## RAW DATA
>>

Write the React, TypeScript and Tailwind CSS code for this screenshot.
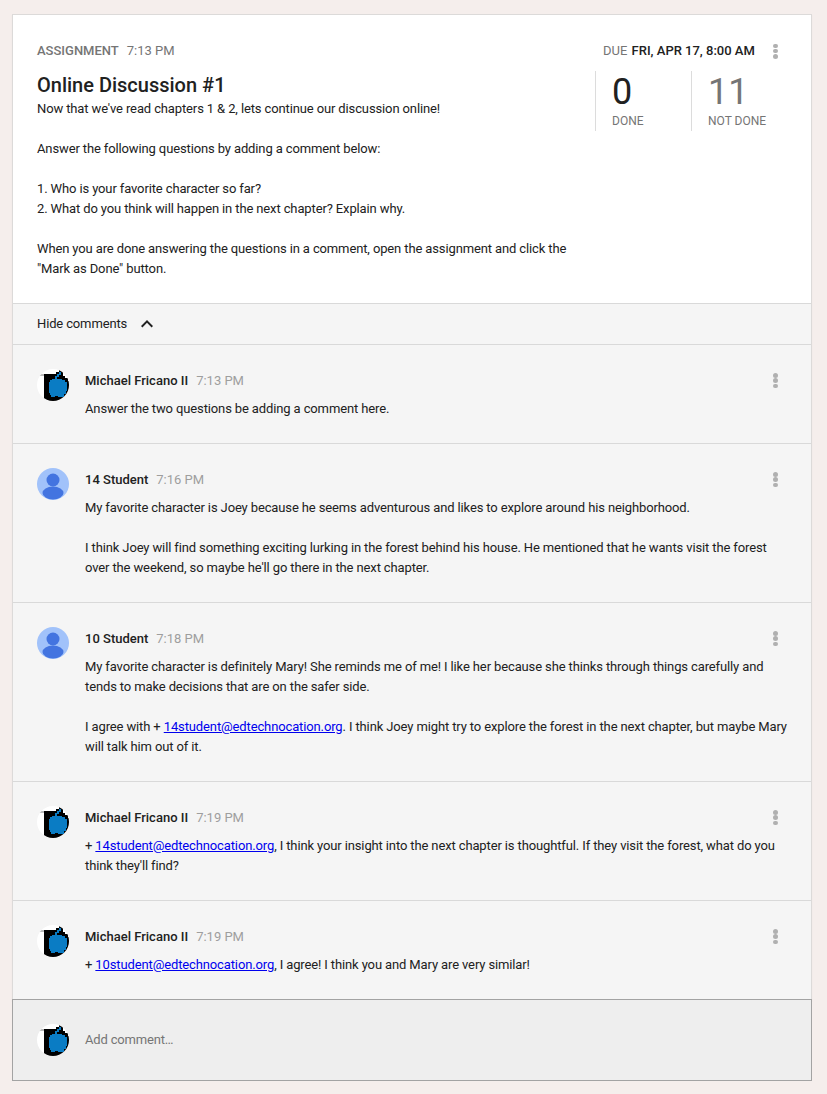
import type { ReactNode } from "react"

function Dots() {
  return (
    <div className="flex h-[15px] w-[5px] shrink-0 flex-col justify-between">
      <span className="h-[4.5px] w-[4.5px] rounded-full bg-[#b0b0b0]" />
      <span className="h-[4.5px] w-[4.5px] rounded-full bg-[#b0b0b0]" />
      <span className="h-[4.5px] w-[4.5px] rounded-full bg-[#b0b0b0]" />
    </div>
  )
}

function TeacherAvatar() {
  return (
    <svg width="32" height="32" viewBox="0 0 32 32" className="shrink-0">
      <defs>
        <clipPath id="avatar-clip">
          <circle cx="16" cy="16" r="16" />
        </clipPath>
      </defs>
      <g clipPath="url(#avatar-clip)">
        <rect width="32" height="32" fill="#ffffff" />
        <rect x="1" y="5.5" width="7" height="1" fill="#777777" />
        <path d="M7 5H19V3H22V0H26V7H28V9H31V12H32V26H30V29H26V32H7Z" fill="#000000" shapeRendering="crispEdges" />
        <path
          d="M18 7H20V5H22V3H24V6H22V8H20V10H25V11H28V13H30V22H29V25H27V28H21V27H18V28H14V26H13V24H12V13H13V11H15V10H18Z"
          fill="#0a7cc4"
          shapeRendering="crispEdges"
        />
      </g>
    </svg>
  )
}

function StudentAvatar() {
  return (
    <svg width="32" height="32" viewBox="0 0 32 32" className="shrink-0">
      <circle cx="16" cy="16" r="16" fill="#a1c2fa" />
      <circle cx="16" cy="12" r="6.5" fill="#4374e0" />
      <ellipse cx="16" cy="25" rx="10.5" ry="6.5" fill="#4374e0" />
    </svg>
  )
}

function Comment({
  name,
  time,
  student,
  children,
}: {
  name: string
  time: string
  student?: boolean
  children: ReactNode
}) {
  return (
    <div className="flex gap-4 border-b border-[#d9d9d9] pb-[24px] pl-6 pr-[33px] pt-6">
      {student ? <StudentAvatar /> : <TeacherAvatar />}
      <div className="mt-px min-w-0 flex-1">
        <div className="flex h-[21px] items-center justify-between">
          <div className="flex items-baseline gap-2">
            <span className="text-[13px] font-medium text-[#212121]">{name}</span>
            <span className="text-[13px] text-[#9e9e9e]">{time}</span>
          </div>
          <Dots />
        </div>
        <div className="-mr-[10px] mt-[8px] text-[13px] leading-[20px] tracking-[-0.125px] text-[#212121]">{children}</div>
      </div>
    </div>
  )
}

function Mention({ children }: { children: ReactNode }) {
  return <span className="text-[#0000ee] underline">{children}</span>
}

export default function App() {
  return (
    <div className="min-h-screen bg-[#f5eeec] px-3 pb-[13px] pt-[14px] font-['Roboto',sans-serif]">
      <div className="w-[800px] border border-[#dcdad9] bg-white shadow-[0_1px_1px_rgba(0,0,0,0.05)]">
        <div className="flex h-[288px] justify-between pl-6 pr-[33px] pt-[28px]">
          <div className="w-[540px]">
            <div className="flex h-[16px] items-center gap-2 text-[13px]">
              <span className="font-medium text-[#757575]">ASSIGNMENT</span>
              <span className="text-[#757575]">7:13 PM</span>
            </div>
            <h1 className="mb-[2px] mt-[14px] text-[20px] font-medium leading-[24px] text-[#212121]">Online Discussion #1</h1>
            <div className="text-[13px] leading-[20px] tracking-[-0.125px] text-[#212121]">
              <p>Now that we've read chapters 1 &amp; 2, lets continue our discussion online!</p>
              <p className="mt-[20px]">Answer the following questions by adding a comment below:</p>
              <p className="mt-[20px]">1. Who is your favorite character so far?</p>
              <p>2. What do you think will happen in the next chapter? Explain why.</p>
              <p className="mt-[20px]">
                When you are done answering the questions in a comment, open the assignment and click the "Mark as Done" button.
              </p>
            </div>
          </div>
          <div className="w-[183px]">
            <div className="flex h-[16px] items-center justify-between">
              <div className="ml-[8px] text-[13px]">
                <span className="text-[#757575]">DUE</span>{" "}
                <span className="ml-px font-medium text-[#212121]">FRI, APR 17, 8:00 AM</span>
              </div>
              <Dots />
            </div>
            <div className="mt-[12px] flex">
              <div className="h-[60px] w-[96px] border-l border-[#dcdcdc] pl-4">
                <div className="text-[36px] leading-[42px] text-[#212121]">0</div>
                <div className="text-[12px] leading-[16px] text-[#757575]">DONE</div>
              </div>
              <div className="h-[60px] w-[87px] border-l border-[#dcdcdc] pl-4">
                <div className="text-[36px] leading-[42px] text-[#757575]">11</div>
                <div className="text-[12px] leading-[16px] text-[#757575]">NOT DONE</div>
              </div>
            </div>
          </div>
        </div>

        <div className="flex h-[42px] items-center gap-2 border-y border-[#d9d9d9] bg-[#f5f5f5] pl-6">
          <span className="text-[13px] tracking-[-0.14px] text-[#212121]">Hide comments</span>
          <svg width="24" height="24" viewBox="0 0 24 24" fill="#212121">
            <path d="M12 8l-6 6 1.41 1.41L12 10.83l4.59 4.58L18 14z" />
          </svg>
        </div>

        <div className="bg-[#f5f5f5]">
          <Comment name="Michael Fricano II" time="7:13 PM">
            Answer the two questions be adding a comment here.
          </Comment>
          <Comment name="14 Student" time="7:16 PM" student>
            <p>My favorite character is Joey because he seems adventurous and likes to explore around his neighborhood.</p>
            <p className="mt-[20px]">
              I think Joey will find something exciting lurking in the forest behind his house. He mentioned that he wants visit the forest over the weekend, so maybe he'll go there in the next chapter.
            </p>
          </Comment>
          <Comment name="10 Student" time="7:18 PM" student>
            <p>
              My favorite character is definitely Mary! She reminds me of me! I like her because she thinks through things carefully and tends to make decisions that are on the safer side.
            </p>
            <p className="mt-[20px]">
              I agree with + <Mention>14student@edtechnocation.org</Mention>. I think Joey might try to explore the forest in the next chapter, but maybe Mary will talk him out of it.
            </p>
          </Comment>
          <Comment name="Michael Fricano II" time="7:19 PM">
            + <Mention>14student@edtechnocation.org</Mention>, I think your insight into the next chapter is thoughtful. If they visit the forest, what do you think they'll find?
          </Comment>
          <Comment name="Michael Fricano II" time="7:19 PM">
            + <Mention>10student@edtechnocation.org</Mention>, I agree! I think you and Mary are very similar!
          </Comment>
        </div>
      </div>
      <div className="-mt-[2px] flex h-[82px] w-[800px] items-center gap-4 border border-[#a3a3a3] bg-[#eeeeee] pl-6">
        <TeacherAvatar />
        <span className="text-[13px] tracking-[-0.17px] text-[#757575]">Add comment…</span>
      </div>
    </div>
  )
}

<<

## REQUIRED WORK
Transcribe the full listing above exactly as it stands, minus the pictures.

## RESPONSE TO THE TASK
Write the React, TypeScript and Tailwind CSS code for this screenshot.
import type { ReactNode } from "react"

function Dots() {
  return (
    <div className="flex h-[15px] w-[5px] shrink-0 flex-col justify-between">
      <span className="h-[4.5px] w-[4.5px] rounded-full bg-[#b0b0b0]" />
      <span className="h-[4.5px] w-[4.5px] rounded-full bg-[#b0b0b0]" />
      <span className="h-[4.5px] w-[4.5px] rounded-full bg-[#b0b0b0]" />
    </div>
  )
}

function TeacherAvatar() {
  return (
    <svg width="32" height="32" viewBox="0 0 32 32" className="shrink-0">
      <defs>
        <clipPath id="avatar-clip">
          <circle cx="16" cy="16" r="16" />
        </clipPath>
      </defs>
      <g clipPath="url(#avatar-clip)">
        <rect width="32" height="32" fill="#ffffff" />
        <rect x="1" y="5.5" width="7" height="1" fill="#777777" />
        <path d="M7 5H19V3H22V0H26V7H28V9H31V12H32V26H30V29H26V32H7Z" fill="#000000" shapeRendering="crispEdges" />
        <path
          d="M18 7H20V5H22V3H24V6H22V8H20V10H25V11H28V13H30V22H29V25H27V28H21V27H18V28H14V26H13V24H12V13H13V11H15V10H18Z"
          fill="#0a7cc4"
          shapeRendering="crispEdges"
        />
      </g>
    </svg>
  )
}

function StudentAvatar() {
  return (
    <svg width="32" height="32" viewBox="0 0 32 32" className="shrink-0">
      <circle cx="16" cy="16" r="16" fill="#a1c2fa" />
      <circle cx="16" cy="12" r="6.5" fill="#4374e0" />
      <ellipse cx="16" cy="25" rx="10.5" ry="6.5" fill="#4374e0" />
    </svg>
  )
}

function Comment({
  name,
  time,
  student,
  children,
}: {
  name: string
  time: string
  student?: boolean
  children: ReactNode
}) {
  return (
    <div className="flex gap-4 border-b border-[#d9d9d9] pb-[24px] pl-6 pr-[33px] pt-6">
      {student ? <StudentAvatar /> : <TeacherAvatar />}
      <div className="mt-px min-w-0 flex-1">
        <div className="flex h-[21px] items-center justify-between">
          <div className="flex items-baseline gap-2">
            <span className="text-[13px] font-medium text-[#212121]">{name}</span>
            <span className="text-[13px] text-[#9e9e9e]">{time}</span>
          </div>
          <Dots />
        </div>
        <div className="-mr-[10px] mt-[8px] text-[13px] leading-[20px] tracking-[-0.125px] text-[#212121]">{children}</div>
      </div>
    </div>
  )
}

function Mention({ children }: { children: ReactNode }) {
  return <span className="text-[#0000ee] underline">{children}</span>
}

export default function App() {
  return (
    <div className="min-h-screen bg-[#f5eeec] px-3 pb-[13px] pt-[14px] font-['Roboto',sans-serif]">
      <div className="w-[800px] border border-[#dcdad9] bg-white shadow-[0_1px_1px_rgba(0,0,0,0.05)]">
        <div className="flex h-[288px] justify-between pl-6 pr-[33px] pt-[28px]">
          <div className="w-[540px]">
            <div className="flex h-[16px] items-center gap-2 text-[13px]">
              <span className="font-medium text-[#757575]">ASSIGNMENT</span>
              <span className="text-[#757575]">7:13 PM</span>
            </div>
            <h1 className="mb-[2px] mt-[14px] text-[20px] font-medium leading-[24px] text-[#212121]">Online Discussion #1</h1>
            <div className="text-[13px] leading-[20px] tracking-[-0.125px] text-[#212121]">
              <p>Now that we've read chapters 1 &amp; 2, lets continue our discussion online!</p>
              <p className="mt-[20px]">Answer the following questions by adding a comment below:</p>
              <p className="mt-[20px]">1. Who is your favorite character so far?</p>
              <p>2. What do you think will happen in the next chapter? Explain why.</p>
              <p className="mt-[20px]">
                When you are done answering the questions in a comment, open the assignment and click the "Mark as Done" button.
              </p>
            </div>
          </div>
          <div className="w-[183px]">
            <div className="flex h-[16px] items-center justify-between">
              <div className="ml-[8px] text-[13px]">
                <span className="text-[#757575]">DUE</span>{" "}
                <span className="ml-px font-medium text-[#212121]">FRI, APR 17, 8:00 AM</span>
              </div>
              <Dots />
            </div>
            <div className="mt-[12px] flex">
              <div className="h-[60px] w-[96px] border-l border-[#dcdcdc] pl-4">
                <div className="text-[36px] leading-[42px] text-[#212121]">0</div>
                <div className="text-[12px] leading-[16px] text-[#757575]">DONE</div>
              </div>
              <div className="h-[60px] w-[87px] border-l border-[#dcdcdc] pl-4">
                <div className="text-[36px] leading-[42px] text-[#757575]">11</div>
                <div className="text-[12px] leading-[16px] text-[#757575]">NOT DONE</div>
              </div>
            </div>
          </div>
        </div>

        <div className="flex h-[42px] items-center gap-2 border-y border-[#d9d9d9] bg-[#f5f5f5] pl-6">
          <span className="text-[13px] tracking-[-0.14px] text-[#212121]">Hide comments</span>
          <svg width="24" height="24" viewBox="0 0 24 24" fill="#212121">
            <path d="M12 8l-6 6 1.41 1.41L12 10.83l4.59 4.58L18 14z" />
          </svg>
        </div>

        <div className="bg-[#f5f5f5]">
          <Comment name="Michael Fricano II" time="7:13 PM">
            Answer the two questions be adding a comment here.
          </Comment>
          <Comment name="14 Student" time="7:16 PM" student>
            <p>My favorite character is Joey because he seems adventurous and likes to explore around his neighborhood.</p>
            <p className="mt-[20px]">
              I think Joey will find something exciting lurking in the forest behind his house. He mentioned that he wants visit the forest over the weekend, so maybe he'll go there in the next chapter.
            </p>
          </Comment>
          <Comment name="10 Student" time="7:18 PM" student>
            <p>
              My favorite character is definitely Mary! She reminds me of me! I like her because she thinks through things carefully and tends to make decisions that are on the safer side.
            </p>
            <p className="mt-[20px]">
              I agree with + <Mention>14student@edtechnocation.org</Mention>. I think Joey might try to explore the forest in the next chapter, but maybe Mary will talk him out of it.
            </p>
          </Comment>
          <Comment name="Michael Fricano II" time="7:19 PM">
            + <Mention>14student@edtechnocation.org</Mention>, I think your insight into the next chapter is thoughtful. If they visit the forest, what do you think they'll find?
          </Comment>
          <Comment name="Michael Fricano II" time="7:19 PM">
            + <Mention>10student@edtechnocation.org</Mention>, I agree! I think you and Mary are very similar!
          </Comment>
        </div>
      </div>
      <div className="-mt-[2px] flex h-[82px] w-[800px] items-center gap-4 border border-[#a3a3a3] bg-[#eeeeee] pl-6">
        <TeacherAvatar />
        <span className="text-[13px] tracking-[-0.17px] text-[#757575]">Add comment…</span>
      </div>
    </div>
  )
}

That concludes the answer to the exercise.